Who Do People Say I Am?

Recently we wrote a song from Psalm 2, and in the process our thoughts went to Matth 16:13-17. Jesus asked his disciples “Who do people say the Son of Man is?” (v 13), and among many answers, Peter responded that Jesus is “The Messiah, the Son of the living God” (v 16). Jesus blesses Peter, and says he could only have known that through revelation by Yahweh himself. Now in other bibles, the word “Christ” is used instead of “Messiah” in v 16, but I’m glad for the choice of words of the NIV 2012. Christ is the Greek form of Messiah, which both mean “The Anointed One”. At the time of Jesus however, the dominant language in Galilee and Judea was Aramaic and some Hebrew, but not Greek. Therefore logically the word used there would not have been the Greek version. But I digress.

I have heard many sermons on this, including one a few months ago from a friend, including sadly from some Christian apologists. Time and time again, most people simply assume that Jesus was commending Peter for realizing that he was divine – aka he was the second person of the Trinity or “God the Son”, when that could not have been what he meant. I have written elsewhere on why the NT usage of “Son of God” originally did not mean Jesus was divine, so I will not go into details here. Note that I do believe that Jesus is divine, but I also realize that this continuous association of “Son of God” with the divine Jesus displays a wider problem within Christendom – for too long many Christians haven’t taken the political implications of calling Jesus “Lord” and “King” seriously. Many Christians have divinized and spiritualized away everything about Jesus, and therefore have left their political passions to be dictated by our worldly leaders today. The early church fought against the heresy of docetism – the belief that Jesus was either not really human or that his divine nature superseded his human nature – and yet somehow many have come full circle when they focus on only the divine Jesus and ignore (albeit giving it some lip service), the human king – the Messiah. As the learned NT Wright puts it

It is only recently that it has been widely acknowledged, for instance, that the phrase “son of God” in many New Testament writings does not automatically mean “the second person of the Trinity”, but is a title which, to a first-century Jew, would have carried messianic rather than “divine” overtones” – NT Wright, Scripture and the Authority of God.

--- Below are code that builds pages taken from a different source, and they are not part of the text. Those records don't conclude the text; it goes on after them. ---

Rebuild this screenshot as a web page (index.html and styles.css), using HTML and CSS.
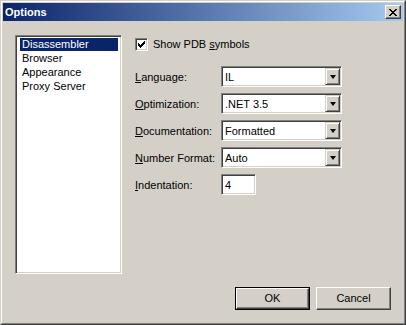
FILE: index.html
```html
<!DOCTYPE html>
<html>
<head>
<meta charset="utf-8">
<link rel="stylesheet" href="styles.css">
</head>
<body>
<div class="window">
  <div class="frame">
    <div class="caption">
      <span class="caption-title">Options</span>
      <div class="close-btn">
        <svg width="8" height="7" viewBox="0 0 8 7" shape-rendering="crispEdges">
          <path d="M0 0h2v1h-2zM1 1h2v1h-2zM2 2h2v1h-2zM3 3h2v1h-2zM2 4h2v1h-2zM1 5h2v1h-2zM0 6h2v1h-2zM6 0h2v1h-2zM5 1h2v1h-2zM4 2h2v1h-2zM4 4h2v1h-2zM5 5h2v1h-2zM6 6h2v1h-2z" fill="#000"/>
        </svg>
      </div>
    </div>
    <div class="client">
      <div class="main">
        <div class="listbox">
          <div class="list-item selected">Disassembler</div>
          <div class="list-item">Browser</div>
          <div class="list-item">Appearance</div>
          <div class="list-item">Proxy Server</div>
        </div>
        <div class="panel">
          <div class="check-row">
            <div class="checkbox">
              <svg width="7" height="7" viewBox="0 0 7 7" shape-rendering="crispEdges">
                <path d="M6 0h1v3h-1zM5 1h1v3h-1zM4 2h1v3h-1zM3 3h1v3h-1zM2 4h1v3h-1zM1 3h1v3h-1zM0 2h1v3h-1z" fill="#000"/>
              </svg>
            </div>
            <span class="check-label">Show PDB <u>s</u>ymbols</span>
          </div>
          <div class="field-row">
            <span class="field-label"><u>L</u>anguage:</span>
            <div class="combo"><span class="combo-text">IL</span><div class="combo-btn"><span class="arrow"></span></div></div>
          </div>
          <div class="field-row">
            <span class="field-label"><u>O</u>ptimization:</span>
            <div class="combo"><span class="combo-text">.NET 3.5</span><div class="combo-btn"><span class="arrow"></span></div></div>
          </div>
          <div class="field-row">
            <span class="field-label"><u>D</u>ocumentation:</span>
            <div class="combo"><span class="combo-text">Formatted</span><div class="combo-btn"><span class="arrow"></span></div></div>
          </div>
          <div class="field-row">
            <span class="field-label"><u>N</u>umber Format:</span>
            <div class="combo"><span class="combo-text">Auto</span><div class="combo-btn"><span class="arrow"></span></div></div>
          </div>
          <div class="field-row">
            <span class="field-label"><u>I</u>ndentation:</span>
            <div class="edit"><span class="combo-text">4</span></div>
          </div>
        </div>
      </div>
      <div class="buttons">
        <div class="btn default"><div class="btn-inner">OK</div></div>
        <div class="btn"><div class="btn-inner">Cancel</div></div>
      </div>
    </div>
  </div>
</div>
</body>
</html>
```

FILE: styles.css
```css
* { box-sizing: border-box; }

html, body {
  margin: 0;
  padding: 0;
  background: #D4D0C8;
}

body {
  font-family: "Liberation Sans", Arial, sans-serif;
  font-size: 11px;
  color: #000;
}

.window {
  width: 406px;
  height: 325px;
  border: 1px solid;
  border-color: #D4D0C8 #404040 #404040 #D4D0C8;
  background: #D4D0C8;
}

.frame {
  width: 100%;
  height: 100%;
  border: 1px solid;
  border-color: #FFFFFF #808080 #808080 #FFFFFF;
  padding: 1px;
  display: flex;
  flex-direction: column;
}

.caption {
  height: 18px;
  flex: none;
  background: linear-gradient(to right, #0A246A 0%, #A6CAF0 100%);
  display: flex;
  align-items: center;
  justify-content: space-between;
  padding: 0 2px 0 2px;
}

.caption-title {
  color: #fff;
  font-weight: bold;
  font-size: 11px;
  line-height: 18px;
}

.close-btn {
  width: 16px;
  height: 14px;
  background: #D4D0C8;
  border: 1px solid;
  border-color: #FFFFFF #404040 #404040 #FFFFFF;
  box-shadow: inset -1px -1px #808080;
  display: flex;
  align-items: center;
  justify-content: center;
}

.close-btn svg { display: block; }

.client {
  flex: 1;
  display: flex;
  flex-direction: column;
  padding: 14px 12px 12px 12px;
}

.main {
  display: flex;
  height: 239px;
}

.listbox {
  width: 107px;
  height: 239px;
  background: #fff;
  border: 1px solid;
  border-color: #808080 #FFFFFF #FFFFFF #808080;
  box-shadow: inset 1px 1px #404040, inset -1px -1px #D4D0C8;
  padding: 2px 3px 2px 4px;
}

.list-item {
  height: 14px;
  line-height: 13px;
  padding-left: 2px;
  white-space: nowrap;
}

.list-item.selected {
  background: #0A246A;
  color: #fff;
  height: 13px;
  margin-bottom: 1px;
}

.panel {
  margin-left: 13px;
  padding-top: 3px;
  display: flex;
  flex-direction: column;
}

.check-row {
  display: flex;
  align-items: center;
  height: 13px;
  margin-bottom: 15px;
}

.checkbox {
  width: 13px;
  height: 13px;
  background: #fff;
  border: 1px solid;
  border-color: #808080 #FFFFFF #FFFFFF #808080;
  box-shadow: inset 1px 1px #404040, inset -1px -1px #D4D0C8;
  display: flex;
  align-items: center;
  justify-content: center;
}

.checkbox svg { display: block; }

.check-label {
  margin-left: 5px;
  line-height: 13px;
}

.field-row {
  display: flex;
  align-items: center;
  height: 21px;
  margin-bottom: 6px;
}

.field-label {
  width: 86px;
  flex: none;
  white-space: nowrap;
}

.combo, .edit {
  height: 21px;
  background: #fff;
  border: 1px solid;
  border-color: #808080 #FFFFFF #FFFFFF #808080;
  box-shadow: inset 1px 1px #404040, inset -1px -1px #D4D0C8;
  display: flex;
  align-items: center;
  padding: 1px;
}

.combo { width: 121px; }
.edit { width: 35px; }

.combo-text {
  flex: 1;
  padding-left: 2px;
  white-space: nowrap;
}

.combo-btn {
  width: 15px;
  height: 17px;
  flex: none;
  background: #D4D0C8;
  border: 1px solid;
  border-color: #D4D0C8 #404040 #404040 #D4D0C8;
  box-shadow: inset 1px 1px #FFFFFF, inset -1px -1px #808080;
  display: flex;
  align-items: center;
  justify-content: center;
}

.arrow {
  width: 0;
  height: 0;
  border-left: 3.5px solid transparent;
  border-right: 3.5px solid transparent;
  border-top: 4px solid #000;
  margin-top: 1px;
}

.buttons {
  margin-top: 13px;
  display: flex;
  justify-content: flex-end;
  gap: 6px;
}

.btn {
  width: 75px;
  height: 23px;
  background: #D4D0C8;
  border: 1px solid;
  border-color: #FFFFFF #404040 #404040 #FFFFFF;
  box-shadow: inset -1px -1px #808080;
}

.btn.default {
  border: 1px solid #000;
  box-shadow: none;
}

.btn-inner {
  width: 100%;
  height: 100%;
  display: flex;
  align-items: center;
  justify-content: center;
  line-height: 13px;
}

.btn.default .btn-inner {
  border: 1px solid;
  border-color: #FFFFFF #404040 #404040 #FFFFFF;
  box-shadow: inset -1px -1px #808080;
}
```
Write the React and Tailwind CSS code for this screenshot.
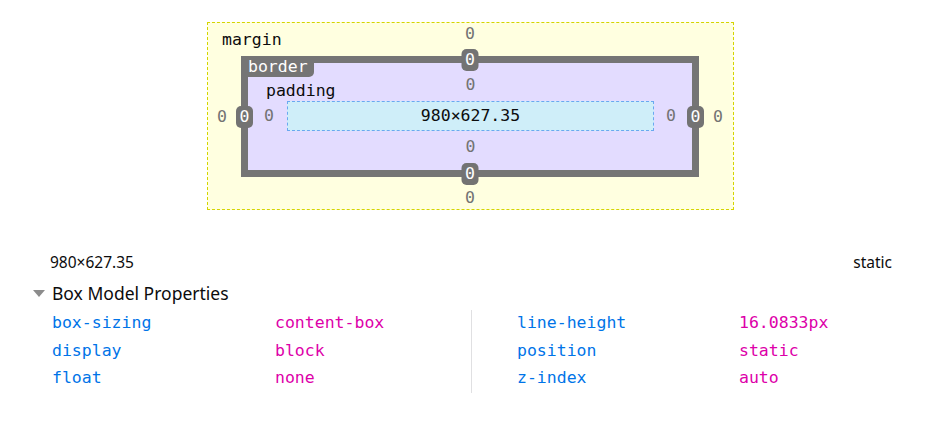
import React from 'react';

const mono = { fontFamily: '"DejaVu Sans Mono", monospace' };

const Zero = ({ className = '' }) => (
  <div className={`flex text-[16.5px] leading-[20px] text-[#737373] ${className}`}>
    <span>0</span>
  </div>
);

const Badge = ({ className }) => (
  <span
    className={`absolute flex h-[22px] w-[17px] items-center justify-center rounded-[5px] bg-[#737373] text-[16.5px] leading-[20px] text-white ${className}`}
  >
    0
  </span>
);

const props = [
  ['box-sizing', 'content-box', 'line-height', '16.0833px'],
  ['display', 'block', 'position', 'static'],
  ['float', 'none', 'z-index', 'auto'],
];

const PropRows = ({ rows }) =>
  rows.map(([n, v]) => (
    <React.Fragment key={n}>
      <span className="flex h-[27.5px] items-center text-[#0074e8]">{n}</span>
      <span className="flex h-[27.5px] items-center text-[#dd00a9]">{v}</span>
    </React.Fragment>
  ));

export default function App() {
  return (
    <div className="min-h-screen bg-white text-[#0c0c0d]">
      <div className="pt-[22px] pl-[207px]" style={mono}>
        {/* margin */}
        <div className="relative box-border grid h-[188px] w-[527px] grid-cols-[33px_1fr_34px] grid-rows-[33px_1fr_32px] border border-dashed border-[#d4d400] bg-[#ffffe0]">
          <span className="absolute left-[14px] top-[7px] text-[16.5px] leading-[20px]">margin</span>
          <div />
          <Zero className="justify-center pt-[1px]" />
          <div />
          <Zero className="items-center pl-[9px]" />

          {/* border */}
          <div className="relative box-border grid border-[7px] border-[#757575] bg-[#e3dcff] grid-cols-[39px_1fr_38px] grid-rows-[38px_1fr_39px]">
            <span className="absolute -left-[7px] -top-[7px] h-[21px] rounded-br-[5px] bg-[#757575] pl-[7px] pr-[6px] text-[16.5px] leading-[21px] text-white">
              border
            </span>
            <Badge className="left-1/2 -top-[14.5px] -translate-x-1/2" />
            <Badge className="left-1/2 -bottom-[14.5px] -translate-x-1/2" />
            <Badge className="-left-[12px] top-1/2 -translate-y-1/2" />
            <Badge className="-right-[12px] top-1/2 -translate-y-1/2" />

            <div className="pl-[18px] pt-[18px] text-[16.5px] leading-[20px] col-span-3 row-start-1 col-start-1">
              padding
            </div>
            <Zero className="col-start-2 row-start-1 justify-center pt-[12px]" />
            <Zero className="col-start-1 row-start-2 items-center pl-[16px]" />

            {/* content */}
            <div className="col-start-2 row-start-2 flex h-[30px] items-center justify-center border border-dashed border-[#6aa8f0] bg-[#cfeef9] text-[16.5px] leading-[20px]">
              980×627.35
            </div>

            <Zero className="col-start-3 row-start-2 items-center justify-end pr-[16px]" />
            <Zero className="col-start-2 row-start-3 justify-center pt-[6px]" />
          </div>

          <Zero className="items-center justify-end pr-[10px]" />
          <div />
          <Zero className="items-end justify-center pb-[1px]" />
        </div>
      </div>

      <div style={{ fontFamily: '"Noto Sans", sans-serif' }}>
        <div className="mt-[43px] flex h-[20px] items-center justify-between pl-[50px] pr-[35px] text-[15.5px]">
          <span>980×627.35</span>
          <span>static</span>
        </div>
        <div className="mt-[9px] flex h-[22px] items-center pl-[33px] text-[17.5px]">
          <span className="mr-[7px] h-0 w-0 border-x-[6px] border-t-[7px] border-x-transparent border-t-[#8c8c8c]" />
          <span>Box Model Properties</span>
        </div>
      </div>

      <div className="mt-[6px] flex text-[16.5px]" style={mono}>
        <div className="grid w-[471px] grid-cols-[223px_1fr] pl-[52px]">
          <PropRows rows={props.map((r) => [r[0], r[1]])} />
        </div>
        <div className="grid flex-1 grid-cols-[222px_1fr] border-l border-[#e0e0e2] pl-[45px]">
          <PropRows rows={props.map((r) => [r[2], r[3]])} />
        </div>
      </div>
    </div>
  );
}
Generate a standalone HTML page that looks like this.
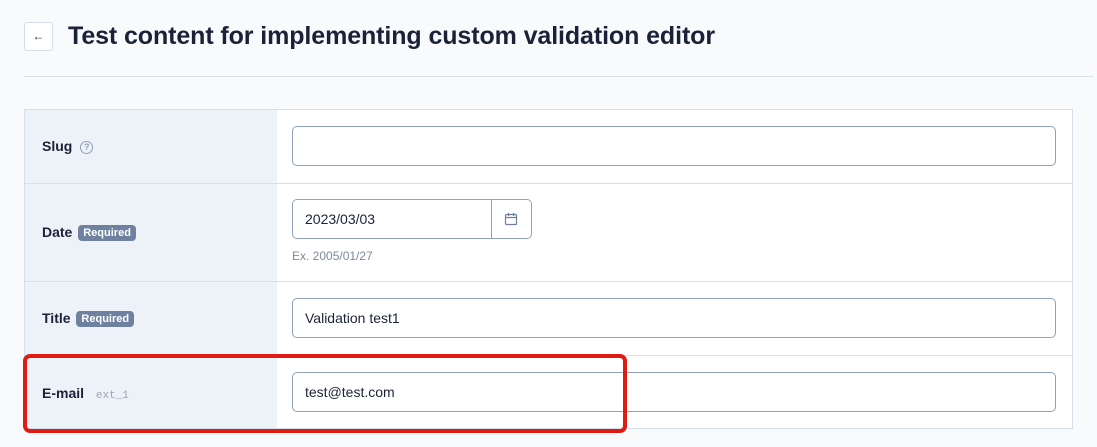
<!DOCTYPE html>
<html><head><style>
*{box-sizing:border-box;margin:0;padding:0}
body{width:1097px;height:447px;background:#f8fafc;font-family:"Liberation Sans",sans-serif;position:relative;overflow:hidden;color:#1a2236}
.back{position:absolute;left:24px;top:22px;width:29px;height:29px;border:1px solid #d5dde8;border-radius:3px;background:#fff;font-size:12px;text-align:center;line-height:26px;color:#333}
h1{position:absolute;left:68px;top:22px;font-size:25px;font-weight:bold;color:#1b2238;letter-spacing:-0.1px}
.sep{position:absolute;left:24px;top:76px;width:1069px;height:1px;background:#d5e0ec}
.tbl{position:absolute;left:24px;top:109px;width:1049px;border:1px solid #d5e0ec;background:#fff}
.row{position:relative;border-top:1px solid #d5e0ec}
.row:first-child{border-top:none}
.lab{position:absolute;left:0;top:0;bottom:0;width:252px;background:#edf2f8}
.lt{position:absolute;left:17px;font-size:14px;font-weight:bold;color:#1b2238}
.badge{display:inline-block;background:#6f81a0;color:#fff;font-size:11px;font-weight:bold;border-radius:4px;padding:2px 5px;margin-left:2px;vertical-align:1px}
.inp{position:absolute;left:267px;width:764px;height:40px;border:1px solid #8fa1bd;border-radius:5px;font-size:14px;padding-left:12px;line-height:38px;color:#1b2238}
.red{position:absolute;left:23px;top:354px;width:604px;height:79px;border:4px solid #e01b14;border-radius:7px}
</style></head><body>
<div class="back">&#8592;</div>
<h1>Test content for implementing custom validation editor</h1>
<div class="sep"></div>
<div class="tbl">
 <div class="row" style="height:73px"><div class="lab"><span class="lt" style="top:28px">Slug <span style="display:inline-block;width:13px;height:13px;border:1px solid #8fa1bd;border-radius:50%;font-size:9px;color:#8fa1bd;text-align:center;line-height:11px;margin-left:4px;vertical-align:1px">?</span></span></div><div class="inp" style="top:16px"></div></div>
 <div class="row" style="height:98px"><div class="lab"><span class="lt" style="top:40px">Date <span class="badge">Required</span></span></div>
  <div class="inp" style="top:15px;width:240px">2023/03/03<span style="position:absolute;left:198px;top:0;width:1px;height:38px;background:#8fa1bd"></span><svg style="position:absolute;left:211px;top:12px" width="14" height="14" viewBox="0 0 14 14" fill="none" stroke="#6f7f99" stroke-width="1.2"><rect x="1.5" y="2.5" width="11" height="10" rx="1"/><path d="M1.5 5.5h11M4.5 1v3M9.5 1v3"/></svg></div>
  <div style="position:absolute;left:267px;top:65px;font-size:12px;color:#7d8aa0">Ex. 2005/01/27</div></div>
 <div class="row" style="height:74px"><div class="lab"><span class="lt" style="top:28px">Title <span class="badge">Required</span></span></div><div class="inp" style="top:16px">Validation test1</div></div>
 <div class="row" style="height:73px"><div class="lab"><span class="lt" style="top:29px">E-mail <span style="font-family:'Liberation Mono',monospace;font-weight:normal;font-size:11px;color:#9aa7bb;margin-left:8px">ext_1</span></span></div><div class="inp" style="top:16px">test@test.com</div></div>
</div>
<div class="red"></div>
</body></html>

Fundamentalism normally jumps from the word “Christ” not to first-century meanings of “Messiah” but to the divinity of Jesus, which the New Testament establishes on quite other grounds”- NT Wright, Scripture and the Authority of God.

So even though every bible translation has it’s own foibles, I’ll say kudos to the scholars behind the 2012 NIV for such a translation choice. But the question is what does it matter if son of God has “messianic rather than divine overtones”? How does that affect us politically?

A Messiah is a Political Animal

My father introduced me to Handel’s Messiah when I was young, but my love for it has grown in leaps and bounds in recent times, more due to the scriptural groundings of the songs than simply their melodic value. I’m sure my wife must be getting tired of hearing Handel’s Messiah playing in the car repeatedly. Well, too bad for her.

I’m enthralled by how Charles Jennens came up with the words and George Frederic Handel put them to music to create such a wonderful oratorio to tell the story of the kingship of Jesus so beautifully. Listening to “Why do the nations” led me back to Ps 2.

Reflecting on it again, I notice many things.

  1. It speaks of “The Lord” aka Yahweh and “His Anointed” aka Messiah. Two distinct people – one empowering the other.

  2. Both Yahweh and his Messiah speak. Yahweh declares his unfettered support for the king he has installed in Zion. (v 4-6)

  3. The Messiah recounts Yahweh adopting him as his son (v 7)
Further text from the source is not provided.